Als Prof. Sanderling damals Leander zum ersten Mal spielen hörte, rief er übrigens spontan heraus: “Den nehme ich!” Ähnlich äußerte sich auch vor ein paar Monaten die englische Professorin Louise Hopkins. Am Telefon riet sie der Familie Kippenberg zunächst noch davon ab, den Sohn nach London zu schicken. Leander – der wieder einmal wusste, was er will – sendete ihr dennoch ein selbst produziertes Bewerbungsvideo zu. Und nachdem die Professorin sich das angeschaut hatte, meinte sie nur: “Du musst definitiv nach London kommen!”.

In London begrüßte Frau Hopkins Leander mit den Worten: “Du bist so begabt; du musst hier lange studieren!”. Was erst einmal wie ein Widerspruch klingt, zeigt, mit welcher Fürsorge seine Lehrer ihn begleiten.
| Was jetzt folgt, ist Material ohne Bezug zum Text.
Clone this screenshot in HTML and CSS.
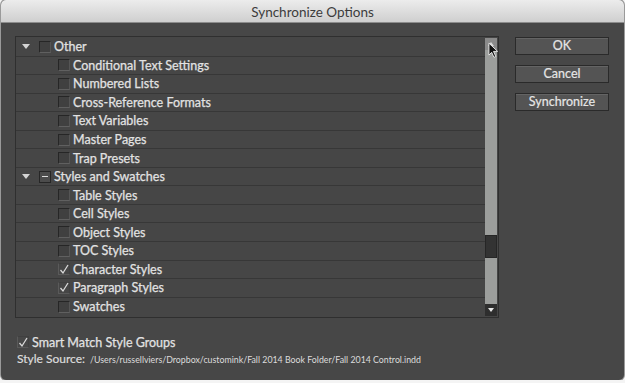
FILE: index.html
```html
<!DOCTYPE html>
<html>
<head>
    <title>Synchronize Options</title>
    <link rel="stylesheet" href="styles.css">
</head>
<body>
    <div class="window">
        <div class="titleBar">Synchronize Options</div>
        <div class="content">
            <div class="listBox">
                <div class="rows">
                    <div class="row group"><span class="twisty"></span><span class="check"></span>Other</div>
                    <div class="row item"><span class="check"></span>Conditional Text Settings</div>
                    <div class="row item"><span class="check"></span>Numbered Lists</div>
                    <div class="row item"><span class="check"></span>Cross-Reference Formats</div>
                    <div class="row item"><span class="check"></span>Text Variables</div>
                    <div class="row item"><span class="check"></span>Master Pages</div>
                    <div class="row item"><span class="check"></span>Trap Presets</div>
                    <div class="row group"><span class="twisty"></span><span class="check mixed"></span>Styles and Swatches</div>
                    <div class="row item"><span class="check"></span>Table Styles</div>
                    <div class="row item"><span class="check"></span>Cell Styles</div>
                    <div class="row item"><span class="check"></span>Object Styles</div>
                    <div class="row item"><span class="check"></span>TOC Styles</div>
                    <div class="row item"><span class="check checked"><svg viewBox="0 0 10 10" width="11" height="11"><path d="M1.5 5.5 L4 8.5 L9 0.5" fill="none" stroke="#d8d8d8" stroke-width="1.3"/></svg></span>Character Styles</div>
                    <div class="row item"><span class="check checked"><svg viewBox="0 0 10 10" width="11" height="11"><path d="M1.5 5.5 L4 8.5 L9 0.5" fill="none" stroke="#d8d8d8" stroke-width="1.3"/></svg></span>Paragraph Styles</div>
                    <div class="row item last"><span class="check"></span>Swatches</div>
                </div>
                <div class="scrollBar">
                    <div class="arrow up"></div>
                    <div class="track top"></div>
                    <div class="thumb"></div>
                    <div class="track bottom"></div>
                    <div class="arrow down"></div>
                </div>
                <svg class="cursor" viewBox="0 0 12 18" width="11" height="17">
                    <path d="M1 1 L1 14 L4 11 L6.5 16.5 L8.5 15.5 L6 10 L10.5 10 Z" fill="#111" stroke="#eee" stroke-width="1"/>
                </svg>
            </div>
            <div class="buttons">
                <div class="button">OK</div>
                <div class="button">Cancel</div>
                <div class="button">Synchronize</div>
            </div>
        </div>
        <div class="footer">
            <div class="smartMatch">
                <span class="check checked"><svg viewBox="0 0 10 10" width="11" height="11"><path d="M1.5 5.5 L4 8.5 L9 0.5" fill="none" stroke="#d8d8d8" stroke-width="1.3"/></svg></span>Smart Match Style Groups
            </div>
            <div class="source">
                <span class="sourceLabel">Style Source:</span>
                <span class="sourcePath">/Users/russellviers/Dropbox/customink/Fall 2014 Book Folder/Fall 2014 Control.indd</span>
            </div>
        </div>
    </div>
</body>
</html>
```

FILE: styles.css
```css
body {
    margin: 0;
    background-color: #f4f4f4;
    font-family: "Lato", "Open Sans", sans-serif;
}

.window {
    width: 623px;
    height: 380px;
    margin-left: 1px;
    background-color: #474747;
    border-radius: 5px;
    overflow: hidden;
    box-shadow: 0 0 0 1px #9a9a9a;
}

.titleBar {
    height: 22px;
    line-height: 24px;
    text-align: center;
    font-size: 13.5px;
    color: #3c3c3c;
    background: linear-gradient(#ececec, #cfcfcf);
    border-bottom: 1px solid #8c8c8c;
}

.content {
    display: flex;
    padding: 13px 0 0 14px;
}

.listBox {
    position: relative;
    display: flex;
    width: 484px;
    height: 282px;
    box-sizing: border-box;
    border: 1px solid #2f2f2f;
    background-color: #464646;
}

.rows {
    flex: 1;
    padding-top: 1px;
}

.row {
    display: flex;
    align-items: center;
    height: 18.55px;
    box-sizing: border-box;
    border-bottom: 1px solid #373737;
    font-size: 12.5px;
    color: #e2e2e2;
    -webkit-text-stroke: 0.25px #e2e2e2;
}

.row.last {
    border-bottom: none;
}

.twisty {
    width: 0;
    height: 0;
    margin: 0 9px 0 6px;
    border-left: 4px solid transparent;
    border-right: 4px solid transparent;
    border-top: 5px solid #d4d4d4;
}

.check {
    display: inline-flex;
    align-items: center;
    justify-content: center;
    width: 10px;
    height: 10px;
    margin-right: 3px;
    background-color: #404040;
    border: 1px solid #262626;
    border-bottom-color: #606060;
    border-right-color: #555555;
    flex-shrink: 0;
}

.check.mixed {
    background-color: #4c4c4c;
    border-color: #262626;
}

.check.mixed::after {
    content: "";
    width: 6px;
    height: 1.5px;
    background-color: #dcdcdc;
}

.check.checked {
    background: none;
    border-color: #404040;
    border-left-color: #5a5a5a;
    border-bottom-color: #5a5a5a;
}

.item .check {
    margin-left: 42px;
}

.scrollBar {
    width: 12px;
    margin: 1px 1px 1px 0;
    display: flex;
    flex-direction: column;
}

.arrow {
    height: 12px;
    background-color: #2e2e2e;
    display: flex;
    align-items: center;
    justify-content: center;
}

.arrow.down::after {
    content: "";
    border-left: 3.5px solid transparent;
    border-right: 3.5px solid transparent;
    border-top: 4px solid #e8e8e8;
}

.arrow.up {
    background-color: #8a8a8a;
}

.arrow.up::after {
    content: "";
    border-left: 3px solid transparent;
    border-right: 3px solid transparent;
    border-bottom: 4px solid #d8d8d8;
}

.track {
    background-color: #9c9e9c;
}

.track.top {
    height: 185px;
}

.track.bottom {
    flex: 1;
}

.thumb {
    height: 23px;
    background-color: #333333;
    border: 1px solid #262626;
    box-sizing: border-box;
}

.cursor {
    position: absolute;
    left: 472px;
    top: 5px;
}

.buttons {
    display: flex;
    flex-direction: column;
    margin-left: 16px;
    padding-top: 1px;
}

.button {
    width: 92px;
    height: 16px;
    line-height: 16px;
    margin-bottom: 10px;
    text-align: center;
    font-size: 12.5px;
    color: #e6e6e6;
    -webkit-text-stroke: 0.2px #e6e6e6;
    background-color: #545454;
    border: 1px solid #2a2a2a;
    box-shadow: inset 0 1px 0 #646464;
}

.footer {
    padding: 17px 0 0 16px;
}

.smartMatch {
    display: flex;
    align-items: center;
    font-size: 12.5px;
    color: #e2e2e2;
    -webkit-text-stroke: 0.25px #e2e2e2;
    height: 14px;
}

.smartMatch .check {
    margin-right: 3px;
    margin-left: 0;
}

.source {
    display: flex;
    align-items: baseline;
    margin-top: 2px;
    color: #dcdcdc;
}

.sourceLabel {
    font-size: 12px;
    margin-right: 5px;
    -webkit-text-stroke: 0.2px #dcdcdc;
}

.sourcePath {
    font-size: 8.8px;
}
```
Und tatsächlich nimmt Frau Hopkins ihn an der Hand. Sie hilft ihm, sein Leben als Student in einer fremden Stadt zu organisieren und lässt ihre Kontakte spielen, um ihm ein privates Stipendium zu verschaffen. Denn London ist nicht ganz so preiswert wie Schlüchtern.
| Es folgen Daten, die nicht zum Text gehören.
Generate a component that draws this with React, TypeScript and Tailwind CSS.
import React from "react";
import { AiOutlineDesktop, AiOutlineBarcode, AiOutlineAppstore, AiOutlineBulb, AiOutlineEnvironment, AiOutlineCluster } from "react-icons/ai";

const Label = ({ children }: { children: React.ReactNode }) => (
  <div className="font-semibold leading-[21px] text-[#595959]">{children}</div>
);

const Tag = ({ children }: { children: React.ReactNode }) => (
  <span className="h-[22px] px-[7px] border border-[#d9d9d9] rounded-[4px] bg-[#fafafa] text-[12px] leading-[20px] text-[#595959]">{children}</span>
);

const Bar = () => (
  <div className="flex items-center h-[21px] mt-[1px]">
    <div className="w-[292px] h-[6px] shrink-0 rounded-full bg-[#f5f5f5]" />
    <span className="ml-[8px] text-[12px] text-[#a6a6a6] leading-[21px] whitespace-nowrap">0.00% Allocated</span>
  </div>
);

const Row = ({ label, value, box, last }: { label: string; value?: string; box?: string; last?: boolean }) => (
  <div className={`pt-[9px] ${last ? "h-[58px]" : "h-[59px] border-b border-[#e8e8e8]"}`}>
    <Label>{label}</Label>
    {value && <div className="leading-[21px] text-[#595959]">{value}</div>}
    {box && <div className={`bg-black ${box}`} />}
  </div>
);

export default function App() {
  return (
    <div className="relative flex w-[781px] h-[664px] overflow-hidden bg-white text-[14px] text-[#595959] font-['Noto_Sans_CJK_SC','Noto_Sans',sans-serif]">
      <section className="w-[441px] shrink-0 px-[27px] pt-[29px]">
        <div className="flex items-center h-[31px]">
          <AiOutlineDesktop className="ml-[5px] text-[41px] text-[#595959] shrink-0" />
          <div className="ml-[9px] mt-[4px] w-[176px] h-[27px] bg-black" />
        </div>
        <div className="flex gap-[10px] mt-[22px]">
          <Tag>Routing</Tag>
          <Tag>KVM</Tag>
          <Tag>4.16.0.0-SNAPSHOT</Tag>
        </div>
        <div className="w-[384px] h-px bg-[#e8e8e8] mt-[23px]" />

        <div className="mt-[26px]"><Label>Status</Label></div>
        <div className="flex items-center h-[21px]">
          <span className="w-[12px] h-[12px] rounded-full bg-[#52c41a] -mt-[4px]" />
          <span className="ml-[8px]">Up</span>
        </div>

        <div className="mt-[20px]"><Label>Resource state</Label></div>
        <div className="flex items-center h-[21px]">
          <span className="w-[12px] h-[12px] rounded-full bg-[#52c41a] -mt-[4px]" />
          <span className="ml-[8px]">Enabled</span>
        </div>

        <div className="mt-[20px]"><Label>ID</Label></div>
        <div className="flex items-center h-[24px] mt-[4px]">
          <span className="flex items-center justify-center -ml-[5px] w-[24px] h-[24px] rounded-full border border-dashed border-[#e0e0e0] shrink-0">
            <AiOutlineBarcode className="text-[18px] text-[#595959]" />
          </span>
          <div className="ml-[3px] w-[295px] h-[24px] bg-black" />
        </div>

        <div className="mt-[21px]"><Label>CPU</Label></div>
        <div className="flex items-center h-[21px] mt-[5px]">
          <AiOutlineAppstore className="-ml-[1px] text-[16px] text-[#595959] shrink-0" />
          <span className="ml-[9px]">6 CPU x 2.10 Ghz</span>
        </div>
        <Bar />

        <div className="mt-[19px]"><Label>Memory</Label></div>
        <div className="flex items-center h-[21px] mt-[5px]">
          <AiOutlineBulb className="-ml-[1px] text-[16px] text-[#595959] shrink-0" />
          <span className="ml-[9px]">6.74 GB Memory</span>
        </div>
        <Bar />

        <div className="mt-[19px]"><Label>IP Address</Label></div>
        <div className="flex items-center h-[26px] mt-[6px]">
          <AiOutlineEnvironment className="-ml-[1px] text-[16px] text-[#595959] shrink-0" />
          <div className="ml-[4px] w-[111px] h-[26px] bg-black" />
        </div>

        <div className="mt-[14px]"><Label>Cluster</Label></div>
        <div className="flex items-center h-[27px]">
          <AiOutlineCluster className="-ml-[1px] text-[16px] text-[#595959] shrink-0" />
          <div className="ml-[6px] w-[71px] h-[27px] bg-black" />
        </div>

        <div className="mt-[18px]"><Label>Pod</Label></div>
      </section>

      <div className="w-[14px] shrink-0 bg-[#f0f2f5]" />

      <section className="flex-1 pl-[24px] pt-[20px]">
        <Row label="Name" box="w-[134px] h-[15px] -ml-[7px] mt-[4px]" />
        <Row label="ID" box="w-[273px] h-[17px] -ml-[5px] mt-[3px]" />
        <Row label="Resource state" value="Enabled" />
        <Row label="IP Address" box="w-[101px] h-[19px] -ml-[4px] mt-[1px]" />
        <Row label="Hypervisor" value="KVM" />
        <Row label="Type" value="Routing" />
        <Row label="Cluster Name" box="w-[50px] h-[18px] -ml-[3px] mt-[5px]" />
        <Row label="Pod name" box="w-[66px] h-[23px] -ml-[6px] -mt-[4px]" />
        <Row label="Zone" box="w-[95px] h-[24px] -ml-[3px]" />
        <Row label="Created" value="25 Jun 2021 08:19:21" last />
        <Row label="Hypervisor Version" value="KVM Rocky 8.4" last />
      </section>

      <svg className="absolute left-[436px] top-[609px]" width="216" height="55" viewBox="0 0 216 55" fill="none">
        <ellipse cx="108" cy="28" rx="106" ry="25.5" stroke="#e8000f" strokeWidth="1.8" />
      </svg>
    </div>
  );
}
Ich halte dies für besonders erwähnenswert! Denn hieran lässt sich nachvollziehen, wie vorteilhaft es ist, wenn ein junges Talent auf ein bereitwilliges gesellschaftliches Umfeld trifft: auf gute Freunde, gute Pädagogen, gute Eltern, und auch auf gute Institutionen. Es ist wirklich gut, dass es so zahlreiche Instanzen gibt, die Leanders Flug durch die musikalische Welt begleiten und fördern – jede auf ihre eigene Weise. Der Nachwuchsförderpreis des Main-Kinzig-Kreises ist ein Beitrag dazu.

Zurück zu unserem Förderpreisträger und seiner musikalischen Ausrichtung. Denn schon diese ist aller Ehren wert: Leander spielt nicht nur Solo-Cello, sondern auch in unterschiedlichen Ensembles und Gruppen gemeinsam mit anderen Musikern.
Er hat keine Scheu vor neuen, ungewohnten Musikstilen und fühlt sich in vielen musikalischen Epochen wohl. Auch wenn es um Improvisation geht – also um spontanes Spiel aus dem Stehgreif – kennt er keine Berührungsängste. Im Jazz genauso wie im Bereich der Neuen Musik.

Außerdem komponiert Leander auch selbst eigene Werke, natürlich für Cello und Klavier, aber auch für ganz andere Besetzungen. Eines seiner Stücke hat er selbst beim internationalen Johannes Brahms Wettbewerb im österreichischen Pörtschach uraufgeführt. Und da erreichte er von 65 Teilnehmern das Finale und gewann den 4. Preis!

Lassen wir zum Abschluss ein paar Experten über Leander urteilen:

“Leander verfügt, trotz seines jungen Alters, über die ungewöhnliche Fähigkeit, ein Musikstück in allen Facetten zu durchdringen und es auf außerordentlichste und überzeugendste Art zu reflektieren und darzustellen.” (Friederike Latzko, Solistin der Deutschen Kammerphilharmonie)

“Seine Neugierde und sein Ausdruckswille machen ihn nicht nur zu einem gewissenhaften Cellisten, sondern auch zu einem Grenzüberschreiter, einem Spieler im allerbesten Sinne.” (Stephan Schrader, Lehrbeauftragter an der Hochschule für Künste in Bremen)

“Leanders Cellospiel ist tiefgründig und ausdrucksstark, seine Interpretation feinfühlig und außergewöhnlich reif.” (Prof. Wen-Sinn Yang, Vizepräsident der Hochschule für Musik und Theater in München)

Leander Kippenberg: Das ist ein äußerst begabter, mit 20 Jahren fast schon ein “fertiger” Musiker und Cellist. Ein “Überflieger”! Im Main-Kinzig-Kreis sind wir jetzt schon stolz auf ihn und wünschen ihm weiterhin viel Rückenwind und starken Auftrieb. Den diesjährigen Nachwuchs-Förderpreis übergeben wir ihm mit besonderer Freude. Er möge ihn weiter in seinem Tun beflügeln! Und wir hoffen, dass wir hin und wieder in den Genuss kommen werden, seiner Musik zuzuhören und uns mit ihm in hohe musikalische Gefilde zu begeben.